I can only comment on this from the Unix/POSIX point of view, since I am
completely ignorant of programming in the win32 environment.

In POSIX, a running process can be killed by sending it a signal - this
is done with the kill command or the kill() function, or by hitting
Ctrl-C in an interactive shell. (For simplicity I will only talk about
the 'TERM' signal, which is usually used to request the termination of a
process)

The program that receives the signal has a few ways to deal with this:

The default is to do nothing special at all. In this case, the operating
system decides to terminate the program, which means that it just stops
running right in the middle of whatever it happened to be doing, all its
memory is freed, its file descriptors are closed: it simply ceases to
exist. This can be ok for your program, but if you want to make sure
your code can cleanup and exit gracefully, this is probably not
sufficient.

Another method would be to request the operating system to call a given
function when the application receives the TERM signal. This function
can then indicate your inifinite loop that the process is requested to
exit, after which you can do a proper cleanup and terminate the program.
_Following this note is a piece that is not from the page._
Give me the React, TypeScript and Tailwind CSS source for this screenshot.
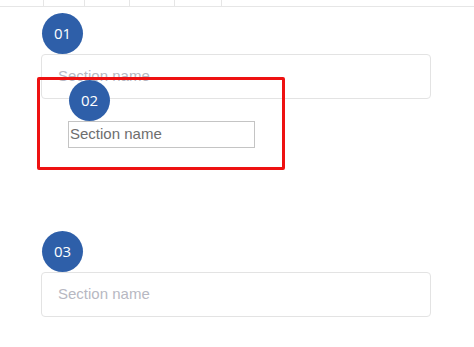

The problem in your case might be that Lua has no native support for
working with signals, e.g, there is no way to register a Lua function as
a signal handler. This is because Lua is mostly oblivious about
OS-specific things like processes and signals. This sounds like a bad
thing, but it is one of the reasons why lua is so small and lean, and
portable to virtually any platform with support for a C compiler and
enough memory avaialble.

So these are your options:

- Do not rely on signals at all, but provide another mechanism for
  instructing your program to exit. (network, command line, etc ?)

- Add some code written in C to your program which does the signal
  handling. The simplest implementation would simply set a global flag
  when the signal is received, and your mainloop can poll the value
  of this flag through a simple C function.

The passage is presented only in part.